AKİF EKİCİ

26. Dönem Gaziantep Milletvekili

İKİ İLERİ BİR GERİ...

Reel sektör temsilcileri; Türk ekonomisinin özlenen atılımı gerçekleştirebilmesi, istihdamın artırılması, dünya ile rekabet edebilmesi ve daha müreffeh bir toplum oluşturabilmesi için, üretimin önündeki engellerin kaldırılması gerektiğini tekrarlayıp duruyor.

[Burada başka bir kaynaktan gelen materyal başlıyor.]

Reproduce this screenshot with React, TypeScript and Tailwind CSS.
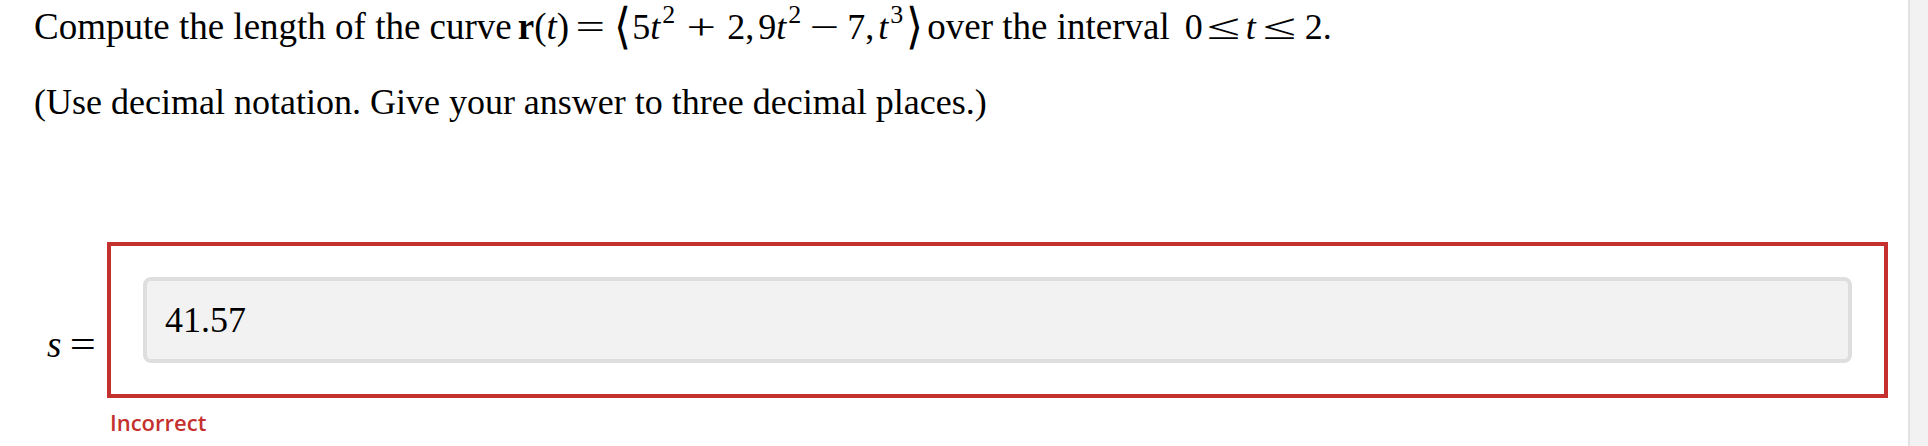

Ancak; ekonominin önünü açacak, sahip olduğumuz potansiyeli harekete geçirebilecek olan üretimin önündeki engeller, maalesef bugüne kadar kaldırılamadı. Hep, iki ileri bir geri giden bando misali, iki ileri bir geri gidip durmaktayız. Birkaç olumlu adımla birlikte seviniyor ve doğru adımlar atılıyor diye ümitleniyoruz. Ama hemen ardından, kayıtlı mükellef üzerindeki yükü daha da artıran yeni bir kararla bu sevincimiz uzun sürmüyor ve bir geri adım atmak zorunda kalıyoruz. Son zamanlarda bunun örneklerini sıkça yaşamaya başladık. Tek parti iktidarıyla ekonomide yakalanan iyimser hava ile düşüşe geçen enflasyon rakamları yanında, tepe taklak olan döviz kurları, istihdamı teşvik etmek için çalışmalar yapılırken SSK prim oranlarının altı ayda bir artırılması, kayıt dışı ekonomiyi kontrol altına almaya çalışırken yeni ek vergilerin uygulamaya konulması gibi örneklerin sayısını daha da artırmak mümkündür.

Hükümetin, % 6.5 faiz dışı fazla hedefini tutturmak için, kamuda 2.5 katrilyon lira gelir artırıcı ve gider azaltıcı ek bir vergi paketini gündeme getirmesi bu saydıklarımıza güzel bir örnektir. Yani; yük yine kayıtlı mükellefin üzerine yüklenmektedir.

Tabi ki devlet; memuruna, işçisine zam verecek, onların sosyal güvencelerini sağlayacaktır. Bunu da vatandaştan topladığı vergiler ile yapacaktır. Buna kimsenin itirazı olamaz. Ancak vergi toplama işi de adil bir şekilde yapılmalıdır. Bizlerin itiraz ettiği konu, vergilerin yüksek ve vergi sisteminin adaletsiz olmasıdır. Yani halkın bir bölümü hiç vergi vermezken, diğer bölümü vergi yükü altında ezilecek duruma gelmiştir.

Gelir artırmanın ve giderleri azaltmanın yolu; ek vergilerden değil, toplanan vergilerin gerektiği gibi kullanılmasından ve kayıt dışının kontrol altına alınmasından geçmektedir. Devlet, ek vergi paketi hazırlayacağına tasarruf tedbirlerini artırmalıdır. Çünkü, toplanan vergilerin nasıl israf edildiğini hepimiz gün geçtikçe daha iyi anlamaktayız. İsraf edilen paranın gün ışığına çıkan bölümü, 150 milyar Dolar olarak telaffuz edilmektedir. Eğer israf edilen paralar gerektiği gibi kullanılsaydı, bugün Türkiyenin ne bu kadar borcu olur, ne ek vergilere ne de IMF gibi kuruluşlara ihtiyacı kalırdı.

Tasarruf tedbirleri kadar önemli bir konu da vergi sistemindeki aksaklıkların bir an önce giderilmesidir.

Türkiyede uzun dönemli bir vergi politikası bulunmuyor. Vergi politikalarında çizilen zik zaklar nedeniyle vergi mükellefi olan vatandaş sorun yaşıyor. Şuan Türkiyede başta gelir ve KDV vergi oranları olmak üzere, vergi oranları çok yüksek. Bu yüksek vergiyi ödeyenler de kayıt altında olan mükelleflerdir. Türkiyede servet üzerinden vergi alınmıyor ve kayıt dışı ekonomi kendini besliyor. Türk vergi sisteminin bu haliyle kayıt dışı ekonomiyi önleyeceği de mümkün görünmüyor. Vergi gelirlerini artırmanın yolu; ülkedeki servet envanterini tespit ederek, değişimleri izleyecek vergi güvenlik sisteminin faaliyete geçirilmesi ve kayıt dışı ekonominin kayıt altına alınmasından geçmektedir. Aksi takdir de bu tür uygulamalar ile kayıt dışı ekonomi teşvik edilmiş olacaktır.